Your task: Each line containing the word "styles" should be found and copied.

Stored data:
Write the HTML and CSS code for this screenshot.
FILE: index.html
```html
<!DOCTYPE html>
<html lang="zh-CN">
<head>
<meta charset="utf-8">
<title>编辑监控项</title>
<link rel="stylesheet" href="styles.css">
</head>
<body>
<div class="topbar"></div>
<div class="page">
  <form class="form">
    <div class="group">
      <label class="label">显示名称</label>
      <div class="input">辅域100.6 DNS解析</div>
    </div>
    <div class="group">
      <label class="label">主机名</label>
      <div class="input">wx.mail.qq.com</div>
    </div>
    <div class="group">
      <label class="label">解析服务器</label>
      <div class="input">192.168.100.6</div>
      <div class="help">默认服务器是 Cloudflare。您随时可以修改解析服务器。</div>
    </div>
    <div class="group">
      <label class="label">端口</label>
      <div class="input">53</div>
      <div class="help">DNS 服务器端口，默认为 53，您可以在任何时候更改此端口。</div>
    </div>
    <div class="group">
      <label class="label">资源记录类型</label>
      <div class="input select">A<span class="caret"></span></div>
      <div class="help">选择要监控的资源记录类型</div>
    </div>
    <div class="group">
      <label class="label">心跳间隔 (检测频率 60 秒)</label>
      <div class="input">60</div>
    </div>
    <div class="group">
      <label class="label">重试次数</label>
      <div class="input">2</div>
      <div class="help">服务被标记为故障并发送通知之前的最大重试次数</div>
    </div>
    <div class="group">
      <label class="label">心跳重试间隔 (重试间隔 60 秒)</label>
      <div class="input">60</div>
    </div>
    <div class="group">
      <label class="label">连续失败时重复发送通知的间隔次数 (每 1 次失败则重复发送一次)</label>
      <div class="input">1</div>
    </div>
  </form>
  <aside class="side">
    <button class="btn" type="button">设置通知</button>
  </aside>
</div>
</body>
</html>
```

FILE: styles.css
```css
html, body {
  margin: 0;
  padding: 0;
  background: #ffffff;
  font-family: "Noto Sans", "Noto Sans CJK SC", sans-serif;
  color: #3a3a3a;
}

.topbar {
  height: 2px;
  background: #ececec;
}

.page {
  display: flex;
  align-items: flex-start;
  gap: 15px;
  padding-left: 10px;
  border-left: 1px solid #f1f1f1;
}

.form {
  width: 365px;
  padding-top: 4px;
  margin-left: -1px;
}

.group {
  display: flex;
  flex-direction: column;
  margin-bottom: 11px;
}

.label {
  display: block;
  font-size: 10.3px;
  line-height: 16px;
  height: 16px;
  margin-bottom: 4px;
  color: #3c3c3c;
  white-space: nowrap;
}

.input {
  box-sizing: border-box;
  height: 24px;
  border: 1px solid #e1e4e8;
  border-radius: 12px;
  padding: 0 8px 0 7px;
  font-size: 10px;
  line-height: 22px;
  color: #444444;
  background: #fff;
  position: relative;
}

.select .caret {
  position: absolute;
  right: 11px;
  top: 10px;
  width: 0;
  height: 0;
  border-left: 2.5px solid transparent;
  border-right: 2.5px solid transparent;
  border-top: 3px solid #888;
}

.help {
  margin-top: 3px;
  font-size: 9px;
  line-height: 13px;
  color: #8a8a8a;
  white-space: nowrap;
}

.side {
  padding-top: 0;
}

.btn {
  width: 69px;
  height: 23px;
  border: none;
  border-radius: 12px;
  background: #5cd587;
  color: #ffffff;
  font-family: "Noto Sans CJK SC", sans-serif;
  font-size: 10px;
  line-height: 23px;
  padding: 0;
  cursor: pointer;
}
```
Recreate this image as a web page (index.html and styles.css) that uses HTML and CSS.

Response:
<link rel="stylesheet" href="styles.css">
FILE: styles.css
Recreate this image as a web page (index.html and styles.css) that uses HTML and CSS.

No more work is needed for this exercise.